• **WORK TO COMPLETE**:
Pictures within the data are to be left out; everything else must be reproduced exactly.

• **DATASET SECTION**:

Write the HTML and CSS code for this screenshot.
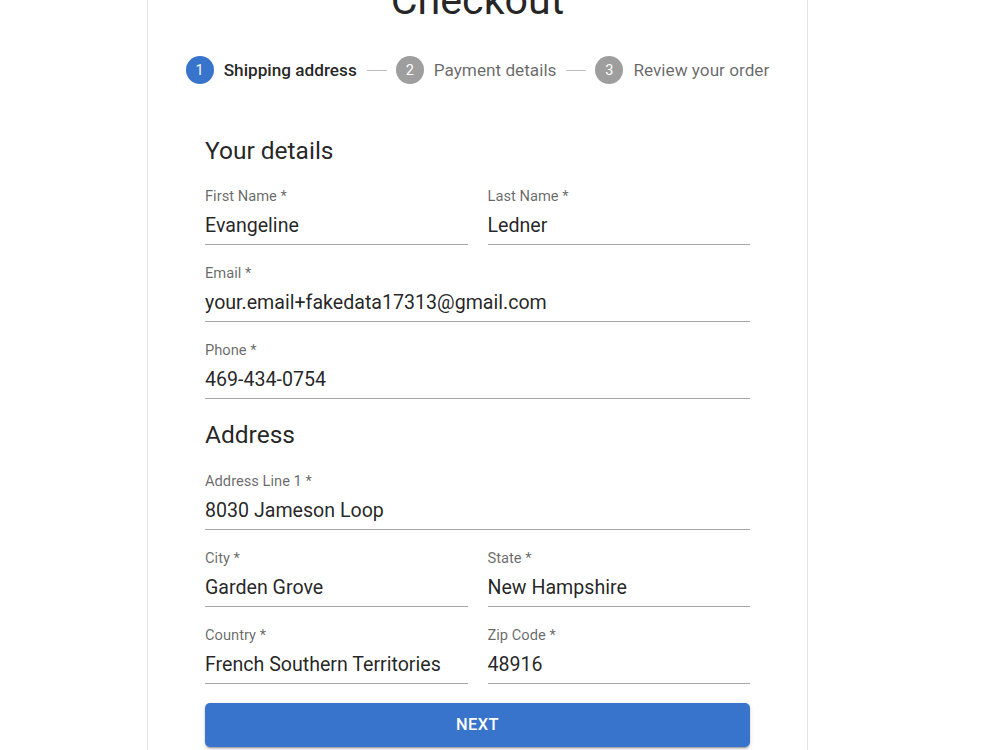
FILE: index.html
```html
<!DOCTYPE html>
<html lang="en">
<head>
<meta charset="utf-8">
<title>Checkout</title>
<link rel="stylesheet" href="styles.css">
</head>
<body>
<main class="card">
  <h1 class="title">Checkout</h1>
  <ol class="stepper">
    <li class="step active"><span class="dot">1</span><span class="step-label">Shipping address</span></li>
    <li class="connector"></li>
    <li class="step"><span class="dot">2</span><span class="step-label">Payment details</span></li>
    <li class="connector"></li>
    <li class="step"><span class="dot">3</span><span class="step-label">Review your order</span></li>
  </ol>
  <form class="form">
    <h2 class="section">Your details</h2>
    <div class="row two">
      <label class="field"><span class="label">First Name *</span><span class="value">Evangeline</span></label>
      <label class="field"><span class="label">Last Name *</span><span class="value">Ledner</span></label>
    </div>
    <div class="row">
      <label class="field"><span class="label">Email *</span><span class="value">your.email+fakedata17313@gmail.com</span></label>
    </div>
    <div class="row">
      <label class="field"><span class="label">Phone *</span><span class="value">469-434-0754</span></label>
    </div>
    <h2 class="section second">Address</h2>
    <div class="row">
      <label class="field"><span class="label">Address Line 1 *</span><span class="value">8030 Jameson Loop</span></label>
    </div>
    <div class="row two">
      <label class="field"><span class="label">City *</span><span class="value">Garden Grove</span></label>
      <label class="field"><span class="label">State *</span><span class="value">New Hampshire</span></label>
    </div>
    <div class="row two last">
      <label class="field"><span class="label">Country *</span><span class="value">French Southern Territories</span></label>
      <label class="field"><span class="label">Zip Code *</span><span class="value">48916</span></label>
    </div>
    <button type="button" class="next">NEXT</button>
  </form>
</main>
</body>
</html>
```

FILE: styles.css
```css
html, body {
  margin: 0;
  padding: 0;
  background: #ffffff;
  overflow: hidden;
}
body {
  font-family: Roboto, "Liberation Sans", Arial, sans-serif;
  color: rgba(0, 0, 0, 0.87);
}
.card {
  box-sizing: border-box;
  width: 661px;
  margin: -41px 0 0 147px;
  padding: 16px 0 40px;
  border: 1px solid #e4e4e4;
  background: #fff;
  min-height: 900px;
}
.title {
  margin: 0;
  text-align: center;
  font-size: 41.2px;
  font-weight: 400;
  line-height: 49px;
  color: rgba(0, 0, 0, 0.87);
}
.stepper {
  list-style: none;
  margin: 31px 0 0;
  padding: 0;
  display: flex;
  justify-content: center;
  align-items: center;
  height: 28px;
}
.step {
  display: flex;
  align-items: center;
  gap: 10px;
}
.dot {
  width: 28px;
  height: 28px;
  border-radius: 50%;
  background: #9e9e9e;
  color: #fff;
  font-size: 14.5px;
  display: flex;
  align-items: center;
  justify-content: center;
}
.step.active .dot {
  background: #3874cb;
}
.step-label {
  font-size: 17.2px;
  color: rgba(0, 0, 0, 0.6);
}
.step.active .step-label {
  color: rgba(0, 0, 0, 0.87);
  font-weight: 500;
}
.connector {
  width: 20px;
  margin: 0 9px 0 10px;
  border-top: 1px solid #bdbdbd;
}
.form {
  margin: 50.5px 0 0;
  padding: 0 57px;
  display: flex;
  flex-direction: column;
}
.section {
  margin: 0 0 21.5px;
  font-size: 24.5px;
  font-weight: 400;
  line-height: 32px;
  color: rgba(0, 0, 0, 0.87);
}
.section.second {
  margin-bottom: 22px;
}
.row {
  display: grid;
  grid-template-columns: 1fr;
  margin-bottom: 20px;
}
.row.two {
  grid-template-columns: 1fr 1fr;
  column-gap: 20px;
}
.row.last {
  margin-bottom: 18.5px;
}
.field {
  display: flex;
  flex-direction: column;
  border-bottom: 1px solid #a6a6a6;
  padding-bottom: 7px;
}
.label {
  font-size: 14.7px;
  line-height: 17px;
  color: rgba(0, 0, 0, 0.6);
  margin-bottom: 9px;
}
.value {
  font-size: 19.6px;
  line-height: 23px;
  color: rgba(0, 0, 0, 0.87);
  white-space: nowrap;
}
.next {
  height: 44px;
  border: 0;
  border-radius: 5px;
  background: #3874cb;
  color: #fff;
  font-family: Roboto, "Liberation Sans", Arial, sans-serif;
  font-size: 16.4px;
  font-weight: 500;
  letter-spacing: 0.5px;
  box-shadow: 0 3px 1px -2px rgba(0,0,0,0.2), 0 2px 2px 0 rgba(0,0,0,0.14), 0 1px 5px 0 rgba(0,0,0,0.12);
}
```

• **FINISHED EXERCISE**:
Write the HTML and CSS code for this screenshot.
FILE: index.html
```html
<!DOCTYPE html>
<html lang="en">
<head>
<meta charset="utf-8">
<title>Checkout</title>
<link rel="stylesheet" href="styles.css">
</head>
<body>
<main class="card">
  <h1 class="title">Checkout</h1>
  <ol class="stepper">
    <li class="step active"><span class="dot">1</span><span class="step-label">Shipping address</span></li>
    <li class="connector"></li>
    <li class="step"><span class="dot">2</span><span class="step-label">Payment details</span></li>
    <li class="connector"></li>
    <li class="step"><span class="dot">3</span><span class="step-label">Review your order</span></li>
  </ol>
  <form class="form">
    <h2 class="section">Your details</h2>
    <div class="row two">
      <label class="field"><span class="label">First Name *</span><span class="value">Evangeline</span></label>
      <label class="field"><span class="label">Last Name *</span><span class="value">Ledner</span></label>
    </div>
    <div class="row">
      <label class="field"><span class="label">Email *</span><span class="value">your.email+fakedata17313@gmail.com</span></label>
    </div>
    <div class="row">
      <label class="field"><span class="label">Phone *</span><span class="value">469-434-0754</span></label>
    </div>
    <h2 class="section second">Address</h2>
    <div class="row">
      <label class="field"><span class="label">Address Line 1 *</span><span class="value">8030 Jameson Loop</span></label>
    </div>
    <div class="row two">
      <label class="field"><span class="label">City *</span><span class="value">Garden Grove</span></label>
      <label class="field"><span class="label">State *</span><span class="value">New Hampshire</span></label>
    </div>
    <div class="row two last">
      <label class="field"><span class="label">Country *</span><span class="value">French Southern Territories</span></label>
      <label class="field"><span class="label">Zip Code *</span><span class="value">48916</span></label>
    </div>
    <button type="button" class="next">NEXT</button>
  </form>
</main>
</body>
</html>
```

FILE: styles.css
```css
html, body {
  margin: 0;
  padding: 0;
  background: #ffffff;
  overflow: hidden;
}
body {
  font-family: Roboto, "Liberation Sans", Arial, sans-serif;
  color: rgba(0, 0, 0, 0.87);
}
.card {
  box-sizing: border-box;
  width: 661px;
  margin: -41px 0 0 147px;
  padding: 16px 0 40px;
  border: 1px solid #e4e4e4;
  background: #fff;
  min-height: 900px;
}
.title {
  margin: 0;
  text-align: center;
  font-size: 41.2px;
  font-weight: 400;
  line-height: 49px;
  color: rgba(0, 0, 0, 0.87);
}
.stepper {
  list-style: none;
  margin: 31px 0 0;
  padding: 0;
  display: flex;
  justify-content: center;
  align-items: center;
  height: 28px;
}
.step {
  display: flex;
  align-items: center;
  gap: 10px;
}
.dot {
  width: 28px;
  height: 28px;
  border-radius: 50%;
  background: #9e9e9e;
  color: #fff;
  font-size: 14.5px;
  display: flex;
  align-items: center;
  justify-content: center;
}
.step.active .dot {
  background: #3874cb;
}
.step-label {
  font-size: 17.2px;
  color: rgba(0, 0, 0, 0.6);
}
.step.active .step-label {
  color: rgba(0, 0, 0, 0.87);
  font-weight: 500;
}
.connector {
  width: 20px;
  margin: 0 9px 0 10px;
  border-top: 1px solid #bdbdbd;
}
.form {
  margin: 50.5px 0 0;
  padding: 0 57px;
  display: flex;
  flex-direction: column;
}
.section {
  margin: 0 0 21.5px;
  font-size: 24.5px;
  font-weight: 400;
  line-height: 32px;
  color: rgba(0, 0, 0, 0.87);
}
.section.second {
  margin-bottom: 22px;
}
.row {
  display: grid;
  grid-template-columns: 1fr;
  margin-bottom: 20px;
}
.row.two {
  grid-template-columns: 1fr 1fr;
  column-gap: 20px;
}
.row.last {
  margin-bottom: 18.5px;
}
.field {
  display: flex;
  flex-direction: column;
  border-bottom: 1px solid #a6a6a6;
  padding-bottom: 7px;
}
.label {
  font-size: 14.7px;
  line-height: 17px;
  color: rgba(0, 0, 0, 0.6);
  margin-bottom: 9px;
}
.value {
  font-size: 19.6px;
  line-height: 23px;
  color: rgba(0, 0, 0, 0.87);
  white-space: nowrap;
}
.next {
  height: 44px;
  border: 0;
  border-radius: 5px;
  background: #3874cb;
  color: #fff;
  font-family: Roboto, "Liberation Sans", Arial, sans-serif;
  font-size: 16.4px;
  font-weight: 500;
  letter-spacing: 0.5px;
  box-shadow: 0 3px 1px -2px rgba(0,0,0,0.2), 0 2px 2px 0 rgba(0,0,0,0.14), 0 1px 5px 0 rgba(0,0,0,0.12);
}
```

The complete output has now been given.